The TC4427 by itself can not generate a gate drive voltage greater than its own supply voltage. That follows from the functional block diagram on p.2 of the datasheet.
It would make the question clearer, if you add the gate driver to the schematic on the O.P. and show its supply rails.
For the time being, I'll assume that the TC4427 is powered from the same +17.4V that goes to the input of the buck. In that case, the source of the N-channel MOSFET will not be any higher than 17.4 V - Vth.
Typically, buck converters have a bootstrap gate driver1 and an N-channel MOSFET, or a P-channel MOSFET.
1 Bootstrap gate driver (see also here) is not the only option for N-challel MOSFETS. Other options: gate driver transformer, additional supply rail for gate driving with elevated voltage.
You should read some app notes on buck regulators.
The starting point for a buck regulator is often the inductor. A key equation for steady state of a synchronous buck is that Vout = D * Vin, where D is the duty cycle (percent high time of the switching node).
Duty cycle / switching frequency gives you the duration of the high pulse. Let's call this high time Thi.
The ripple current in the inductor is determined using V = L*(di/dt).
V is the voltage across the inductor when switch node is high (Vin-Vout). L is inductor value. dt is Thi. And di is the ripple current we are solving for.
di = (Vin-Vout) * Thi / L
If the ripple is less than twice the load current, the inductor current will never reverse. In your case, if the ripple current is less than 66mA, the inductor current will never reverse. If the ripple current is more than 66mA, then it will eventually reverse. But in a syncrhonous buck regulator, reversing current will not necessarily cause any problem (depending on the regulation scheme used). You could say that this is not going to be an efficient mode of operation, and that is for sure true. So typical regulators will do something when this happens to try to gain some efficiency.

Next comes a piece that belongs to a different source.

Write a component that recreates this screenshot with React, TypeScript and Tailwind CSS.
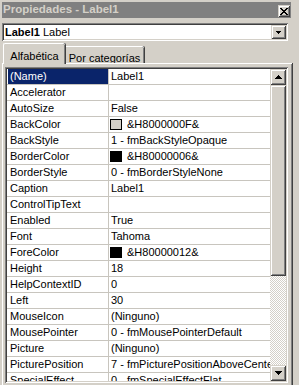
const rows: { name: string; value: string; swatch?: string }[] = [
  { name: "(Name)", value: "Label1" },
  { name: "Accelerator", value: "" },
  { name: "AutoSize", value: "False" },
  { name: "BackColor", value: "&H8000000F&", swatch: "bg-[#d4d0c8]" },
  { name: "BackStyle", value: "1 - fmBackStyleOpaque" },
  { name: "BorderColor", value: "&H80000006&", swatch: "bg-black" },
  { name: "BorderStyle", value: "0 - fmBorderStyleNone" },
  { name: "Caption", value: "Label1" },
  { name: "ControlTipText", value: "" },
  { name: "Enabled", value: "True" },
  { name: "Font", value: "Tahoma" },
  { name: "ForeColor", value: "&H80000012&", swatch: "bg-black" },
  { name: "Height", value: "18" },
  { name: "HelpContextID", value: "0" },
  { name: "Left", value: "30" },
  { name: "MouseIcon", value: "(Ninguno)" },
  { name: "MousePointer", value: "0 - fmMousePointerDefault" },
  { name: "Picture", value: "(Ninguno)" },
  { name: "PicturePosition", value: "7 - fmPicturePositionAboveCenter" },
  { name: "SpecialEffect", value: "0 - fmSpecialEffectFlat" },
];

const closeGlyph = ["11....11", ".11..11.", "..1111..", "...11...", "..1111..", ".11..11.", "11....11"];

const PixelGlyph = ({ pattern }: { pattern: string[] }) => (
  <svg width={pattern[0].length} height={pattern.length} shapeRendering="crispEdges">
    {pattern.map((line, y) =>
      line.split("").map((c, x) => (c === "1" ? <rect key={`${x}-${y}`} x={x} y={y} width={1} height={1} fill="#000" /> : null))
    )}
  </svg>
);

const Arrow = ({ down = false, size = 4 }: { down?: boolean; size?: number }) => (
  <svg width={size * 2 - 1} height={size} shapeRendering="crispEdges">
    {Array.from({ length: size }).map((_, i) => {
      const row = down ? size - 1 - i : i;
      return <rect key={i} x={size - 1 - row} y={i} width={row * 2 + 1} height={1} fill="#000" />;
    })}
  </svg>
);

const raised =
  "shadow-[inset_1px_1px_#d4d0c8,inset_-1px_-1px_#404040,inset_2px_2px_#ffffff,inset_-2px_-2px_#808080]";
const sunken =
  "shadow-[inset_1px_1px_#808080,inset_-1px_-1px_#ffffff,inset_2px_2px_#404040,inset_-2px_-2px_#d4d0c8]";

export default function App() {
  return (
    <div className="h-[385px] w-[299px] overflow-hidden bg-[#d4d0c8] pl-[2px] pt-[2px] font-['Liberation_Sans',Arial,sans-serif] text-[11px] text-black">
      <div className="flex w-[289px] flex-col">
        {/* title bar */}
        <div className="flex h-[16px] items-center justify-between bg-[#808080] pl-[1px] pr-[1px]">
          <span className="text-[11.5px] font-bold leading-none text-[#d4d0c8]">Propiedades - Label1</span>
          <div className={`mt-[2px] flex h-[12px] w-[12px] items-center justify-center bg-[#d4d0c8] ${raised}`}>
            <PixelGlyph pattern={closeGlyph} />
          </div>
        </div>

        {/* object combo */}
        <div className={`mt-[5px] flex h-[18px] w-[286px] bg-white p-[2px] ${sunken}`}>
          <div className="flex flex-1 items-center pl-[1px] leading-none">
            <span className="font-bold">Label1</span>
            <span>&nbsp;Label</span>
          </div>
          <div className={`flex h-full w-[15px] items-center justify-center bg-[#d4d0c8] ${raised}`}>
            <Arrow down size={3} />
          </div>
        </div>

        {/* tabs */}
        <div className="mt-[2px] flex h-[21px] items-start">
          <div className="relative z-10 ml-[1px] flex h-[21px] w-[62px] items-start justify-center rounded-t-[2px] border-l border-t border-white bg-[#d4d0c8] pt-[4px] shadow-[inset_-1px_0_#808080,1px_0_#404040]">
            Alfabética
          </div>
          <div className="mt-[3px] flex h-[18px] w-[79px] items-start justify-center rounded-tr-[2px] border-t border-white bg-[#d4d0c8] pt-[3px] shadow-[inset_-1px_0_#808080,1px_0_#404040]">
            Por categorías
          </div>
        </div>

        {/* tab panel */}
        <div className="-mt-px flex h-[322px] w-[290px] flex-col border-l border-t border-white pl-[2px] pt-[3px] shadow-[inset_-1px_0_#808080,1px_0_#404040]">
          <div className={`flex h-[316px] w-[283px] p-[2px] ${sunken}`}>
            <div className="flex w-[263px] flex-col overflow-hidden bg-white">
              {rows.map((r, i) => (
                <div key={r.name} className="flex h-[16px] shrink-0 border-b border-[#c8c5be] leading-[15px]">
                  <div className="flex w-[102px] shrink-0 border-r border-[#c8c5be] pl-[1px]">
                    <div className={`flex-1 whitespace-nowrap pl-[2px] ${i === 0 ? "bg-[#0a246a] text-white" : ""}`}>
                      {r.name}
                    </div>
                  </div>
                  <div className="flex min-w-0 flex-1 items-center overflow-hidden whitespace-nowrap pl-[1px]">
                    {r.swatch && <span className={`mr-[5px] h-[11px] w-[12px] shrink-0 border border-black ${r.swatch}`} />}
                    <span className={r.swatch ? "" : "pl-[1px]"}>{r.value}</span>
                  </div>
                </div>
              ))}
            </div>

            {/* scrollbar */}
            <div className="flex w-[16px] flex-col">
              <div className={`flex h-[16px] items-center justify-center bg-[#d4d0c8] ${raised}`}>
                <Arrow size={4} />
              </div>
              <div className={`h-[191px] bg-[#d4d0c8] ${raised}`} />
              <div className="flex-1 bg-[image:repeating-conic-gradient(#ffffff_0_25%,#d4d0c8_0_50%)] bg-[length:2px_2px]" />
              <div className={`flex h-[16px] items-center justify-center bg-[#d4d0c8] ${raised}`}>
                <Arrow down size={4} />
              </div>
            </div>
          </div>
        </div>
      </div>
    </div>
  );
}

One thing I would like to point out is that a synchronous buck, depending on the control algorithm, is potentially stable and able to maintain output voltage regulation even when the load current is negative (flowing from load into buck, instead of into load). And in this condition, the steady-state duty cycle equation is exactly the same. Vout = D * Vin.
In this case, the average inductor current will be in the reverse direction. Obviously, if current is flowing INTO Vin, it is essential that Vin be able to accommodate that current or else the voltage will start to rise.
The other point worth noting is that when the load is constant, the output voltage of a buck will always converge on Vin * D, even if there is no output voltage feedback. If you change the load current, there may be a very undesirable response (ringing and overshoot or undershoot) but it will eventually converge on Vin * D.
The output capacitor does need to be big enough to reduce output ripple voltage to a reasonable level. Otherwise none of the above analysis will necessarily apply. I am not going to go through that, though.
Best Answer
Open loop and accuracy don't really go together.
With inductors often having 20% tolerances, on-resistances and switching speeds of transistors bring very temperature dependent and the properties of output capacitors not being much more precise, if say your 70% error is still much, but not unexpected. I would take a guess and assume you're using a model that neglects parasitics in the inductor and MOSFETs.
From the schematic, and in and output specs, I'd say designing this as open loop system is a mistake, even if you don't need accuracy. Feedback is essentially free in terms of circuit complexity and solves a lot of issues at once.